Pasamos varios minutos observándonos, yo embelesado por la curiosa exhibición escénica, pues de eso van los llamativos movimientos de este macho de colirrojo tizón, y él sin perderme de vista, con sus vivos ojos pendientes de cualquier movimiento de mi cuerpo, presto a huir si es preciso.

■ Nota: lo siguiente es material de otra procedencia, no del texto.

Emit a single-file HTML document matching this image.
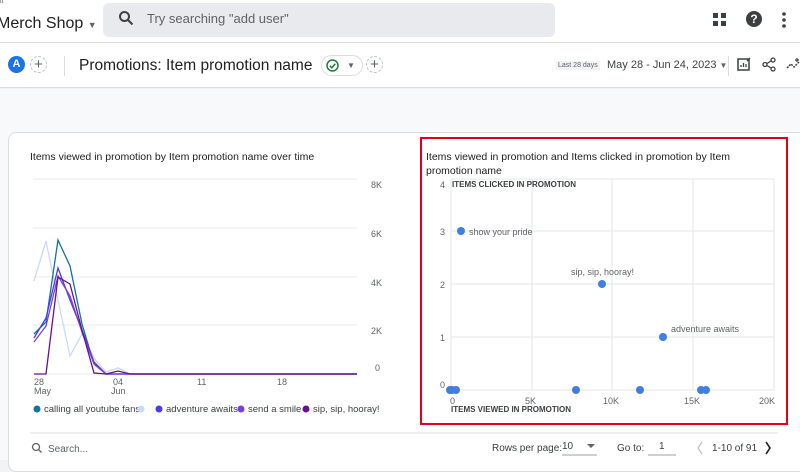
<!DOCTYPE html>
<html><head><style>
*{margin:0;padding:0;box-sizing:border-box}
body{width:800px;height:460px;overflow:hidden;background:#f1f3f4;font-family:"Liberation Sans",Arial,sans-serif;color:#202124;position:relative}
.a{position:absolute;white-space:nowrap}
</style></head><body>
<div class="a" style="left:0;top:0;width:800px;height:43px;background:#fff;border-bottom:1px solid #dadce0"></div>
<div class="a" style="left:0;top:-2px;font-size:7px;color:#5f6368">it</div>
<div class="a" style="left:-3px;top:15px;font-size:16px;color:#202124">Merch Shop <span style="font-size:9px;color:#5f6368">▼</span></div>
<div class="a" style="left:103px;top:3px;width:452px;height:34px;background:#e8eaed;border-radius:6px"></div>
<svg class="a" style="left:118px;top:10px" width="16" height="16" viewBox="0 0 16 16"><circle cx="6.5" cy="6.5" r="4.5" fill="none" stroke="#3c4043" stroke-width="2"/><path d="M10 10l4.5 4.5" stroke="#3c4043" stroke-width="2"/></svg>
<div class="a" style="left:147px;top:11px;font-size:13px;color:#5f6368">Try searching "add user"</div>
<svg class="a" style="left:713px;top:13px" width="13" height="13"><rect x="0" y="0" width="5" height="5" fill="#3c4043"/><rect x="8" y="0" width="5" height="5" fill="#3c4043"/><rect x="0" y="8" width="5" height="5" fill="#3c4043"/><rect x="8" y="8" width="5" height="5" fill="#3c4043"/></svg>
<div class="a" style="left:746px;top:11px;width:16px;height:16px;border-radius:50%;background:#3c4043;color:#fff;font-size:12px;font-weight:bold;text-align:center;line-height:16px">?</div>
<svg class="a" style="left:782px;top:12px" width="4" height="16"><circle cx="2" cy="2" r="1.8" fill="#3c4043"/><circle cx="2" cy="8" r="1.8" fill="#3c4043"/><circle cx="2" cy="14" r="1.8" fill="#3c4043"/></svg>

<div class="a" style="left:0;top:43px;width:800px;height:45px;background:#fff;border-bottom:1px solid #dadce0"></div>
<div class="a" style="left:8px;top:56px;width:17px;height:17px;border-radius:50%;background:#1a73e8;color:#fff;font-size:11px;font-weight:bold;text-align:center;line-height:17px">A</div>
<div class="a" style="left:30px;top:56px;width:17px;height:17px;border-radius:50%;border:1px dashed #bdc1c6;color:#5f6368;font-size:15px;text-align:center;line-height:15px">+</div>
<div class="a" style="left:64px;top:56px;width:1px;height:20px;background:#dadce0"></div>
<div class="a" style="left:79px;top:57px;font-size:15.5px">Promotions: Item promotion name</div>
<div class="a" style="left:321px;top:55px;width:42px;height:21px;border:1px solid #dadce0;border-radius:11px;background:#fff"></div>
<svg class="a" style="left:326px;top:59px" width="13" height="13"><circle cx="6.5" cy="6.5" r="5.5" fill="none" stroke="#188038" stroke-width="1.5"/><path d="M3.8 6.8l2 2 3.5-4" fill="none" stroke="#188038" stroke-width="1.5"/></svg>
<div class="a" style="left:347px;top:61px;font-size:8px;color:#5f6368">▼</div>
<div class="a" style="left:366px;top:56px;width:17px;height:17px;border-radius:50%;border:1px dashed #bdc1c6;color:#5f6368;font-size:15px;text-align:center;line-height:15px">+</div>
<div class="a" style="left:556px;top:61px;font-size:7px;color:#5f6368;background:#f1f3f4;padding:1px 2px">Last 28 days</div>
<div class="a" style="left:607px;top:59px;font-size:11px;color:#3c4043">May 28 - Jun 24, 2023 <span style="font-size:8px;color:#5f6368">▼</span></div>
<div class="a" style="left:728px;top:56px;width:1px;height:20px;background:#dadce0"></div>
<svg class="a" style="left:737px;top:57px" width="15" height="15"><rect x="1" y="2" width="11" height="11" fill="none" stroke="#3c4043" stroke-width="1.5"/><path d="M4 10V8M6.5 10V6M9 10V7M10 4l3-3" stroke="#3c4043" stroke-width="1.3"/></svg>
<svg class="a" style="left:762px;top:57px" width="15" height="15"><circle cx="11" cy="3" r="2" fill="none" stroke="#3c4043" stroke-width="1.3"/><circle cx="3" cy="7.5" r="2" fill="none" stroke="#3c4043" stroke-width="1.3"/><circle cx="11" cy="12" r="2" fill="none" stroke="#3c4043" stroke-width="1.3"/><path d="M5 6.5l4-2.5M5 8.5l4 2.5" stroke="#3c4043" stroke-width="1.3"/></svg>
<svg class="a" style="left:786px;top:57px" width="14" height="15"><path d="M1 11l4-4 3 3 5-5" fill="none" stroke="#3c4043" stroke-width="1.5" stroke-dasharray="2 1"/><path d="M11 1v4M9 3h4" stroke="#3c4043" stroke-width="1.2"/></svg>

<div class="a" style="left:0;top:89px;width:800px;height:371px;background:#f8f9fa"></div>
<div class="a" style="left:8px;top:132px;width:800px;height:340px;background:#fff;border:1px solid #dadce0;border-radius:8px"></div>

<div class="a" style="left:30px;top:151px;font-size:10.5px">Items viewed in promotion by Item promotion name over time</div>
<svg class="a" style="left:0;top:0" width="800" height="460">
<g stroke="#e8eaed" stroke-width="1">
<line x1="33" y1="179" x2="357" y2="179"/><line x1="33" y1="228" x2="357" y2="228"/><line x1="33" y1="277" x2="357" y2="277"/><line x1="33" y1="325" x2="357" y2="325"/><line x1="33" y1="374" x2="357" y2="374"/>
</g>
<g font-size="9" fill="#5f6368" font-family="Liberation Sans">
<text x="371" y="188">8K</text><text x="371" y="237">6K</text><text x="371" y="286">4K</text><text x="371" y="334">2K</text><text x="375" y="371">0</text>
<text x="34" y="385">28</text><text x="34" y="394">May</text><text x="113" y="385">04</text><text x="111" y="394">Jun</text><text x="197" y="385">11</text><text x="277" y="385">18</text>
</g>
<g fill="none" stroke-width="1.3">
<polyline stroke="#c6dafc" points="34,281 46,241 58,300 70,356 82,334 94,358 106,372 118,368 130,374 357,374"/>
<polyline stroke="#12739d" points="34,334 46,322 58,240 70,266 82,324 94,364 106,374 118,374 357,374"/>
<polyline stroke="#4a3ce8" points="34,338 46,318 58,268 70,300 82,330 94,362 106,374 118,374 357,374"/>
<polyline stroke="#7b3fd8" points="34,342 46,326 58,276 70,296 82,332 94,364 106,374 118,374 357,374"/>
<polyline stroke="#6a0f8e" points="34,374 46,374 58,277 70,284 82,330 94,373 106,374 118,371 130,374 357,374"/>
</g>
<g font-size="9.5" fill="#3c4043" font-family="Liberation Sans">
<circle cx="37" cy="409" r="3.5" fill="#12739d"/><text x="44" y="412">calling all youtube fans</text>
<circle cx="141" cy="409" r="3.5" fill="#c6dafc"/>
<circle cx="159" cy="409" r="3.5" fill="#4a3ce8"/><text x="166" y="412">adventure awaits</text>
<circle cx="241" cy="409" r="3.5" fill="#7b3fd8"/><text x="248" y="412">send a smile</text>
<circle cx="306" cy="409" r="3.5" fill="#6a0f8e"/><text x="313" y="412">sip, sip, hooray!</text>
</g>
<line x1="30" y1="433" x2="778" y2="433" stroke="#e0e0e0"/>
<circle cx="36" cy="447" r="3.5" fill="none" stroke="#5f6368" stroke-width="1.3"/><path d="M38.5 449.5l3 3" stroke="#5f6368" stroke-width="1.3"/>
<text x="48" y="452" font-size="10" fill="#5f6368" font-family="Liberation Sans">Search...</text>

<rect x="421" y="138" width="366" height="286" fill="none" stroke="#e3001b" stroke-width="2"/>
<text x="426" y="160" font-size="10.5" fill="#202124" font-family="Liberation Sans">Items viewed in promotion and Items clicked in promotion by Item</text>
<text x="426" y="174" font-size="10.5" fill="#202124" font-family="Liberation Sans">promotion name</text>
<g stroke="#e3e5e8">
<line x1="451" y1="179" x2="774" y2="179"/><line x1="451" y1="231" x2="774" y2="231"/><line x1="451" y1="284" x2="774" y2="284"/><line x1="451" y1="337" x2="774" y2="337"/><line x1="451" y1="390" x2="774" y2="390"/>
<line x1="451" y1="179" x2="451" y2="390"/><line x1="532" y1="179" x2="532" y2="390"/><line x1="612" y1="179" x2="612" y2="390"/><line x1="693" y1="179" x2="693" y2="390"/><line x1="774" y1="179" x2="774" y2="390"/>
</g>
<g font-size="9" fill="#5f6368" font-family="Liberation Sans">
<text x="440" y="188">4</text><text x="440" y="235">3</text><text x="440" y="288">2</text><text x="440" y="341">1</text><text x="440" y="388">0</text>
<text x="450" y="404">0</text><text x="525" y="404">5K</text><text x="603" y="404">10K</text><text x="684" y="404">15K</text><text x="759" y="404">20K</text>
<text x="469" y="235" fill="#5f6368">show your pride</text><text x="571" y="275">sip, sip, hooray!</text><text x="671" y="332">adventure awaits</text>
</g>
<g font-size="8" font-weight="bold" fill="#3c4043" font-family="Liberation Sans"><text x="452" y="187">ITEMS CLICKED IN PROMOTION</text><text x="451" y="412">ITEMS VIEWED IN PROMOTION</text></g>
<g fill="#3f7fe0">
<circle cx="461" cy="231" r="4"/><circle cx="602" cy="284" r="4"/><circle cx="663" cy="337" r="4"/>
<circle cx="450" cy="390" r="4"/><circle cx="452" cy="390" r="4"/><circle cx="456" cy="390" r="4"/><circle cx="576" cy="390" r="4"/><circle cx="640" cy="390" r="4"/><circle cx="701" cy="390" r="4"/><circle cx="706" cy="390" r="4"/>
</g>
<g font-size="10" fill="#3c4043" font-family="Liberation Sans">
<text x="492" y="451">Rows per page:</text><text x="562" y="449">10</text><path d="M587 444l4 4 4-4z" fill="#5f6368"/><line x1="562" y1="455" x2="597" y2="455" stroke="#9aa0a6"/>
<text x="617" y="451">Go to:</text><text x="659" y="449">1</text><line x1="648" y1="455" x2="676" y2="455" stroke="#9aa0a6"/>
<path d="M702 442l-4 6 4 6" fill="none" stroke="#bdc1c6" stroke-width="1.3"/>
<text x="712" y="451">1-10 of 91</text>
<path d="M766 442l4 6-4 6" fill="none" stroke="#202124" stroke-width="1.6"/>
</g>
</svg>
</body></html>
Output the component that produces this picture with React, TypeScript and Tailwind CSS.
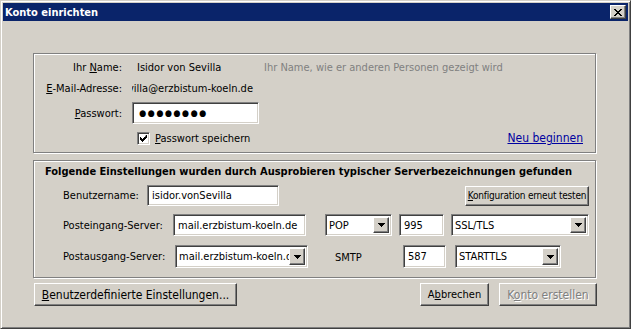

De repente levanta el vuelo dirigiéndose a mí, que lo estoy observando a escasos dos metros de él. Entre él y yo, la galería acristalada. Es posible que le atraiga la luz del ordenador, mi ropa, mi persona. No puedo negar que me encuentro en su territorio, pues sé que esta pasada primavera anidó su pareja junto a mi casa, bajo las tejas de un alpendre abandonado. Tiene curiosidad, pues no es habitual observar persona alguna en esta galería, aproxima su vuelo, pero se detiene a tiempo, justo antes de impactar con alguno de los cristales que forman la invisible cristalera. Tal vez le alertó la presencia de minúsculas gotitas que alfombran los cristales confiriéndoles un relieve propio de un escenario lluvioso. Giró a tiempo, muy cerca del cristal y se alejó raudo.
Vuelvo a la mesa y sigo escribiendo. La lluvia sigue golpeando con fuerza los cristales. Corre el agua por el canalón del techo. Respiro hondo. Es esta la imagen que recuerdo de la Galicia de mi niñez. Regresan de nuevo a mi memoria las entrañables palabras cargadas de saudade de Rosalía:
"Como chove miudiño, como miudiño chove;
pola banda de Laíño, pola banda de Lestrove".

esta vez musicados por el cantautor Amancio Prada. Su voz y su guitarra me transportan a tan entrañables tierras coruñesas. Y yo dejo aquí el ordenador para salir a la calle en busca del ansiado café.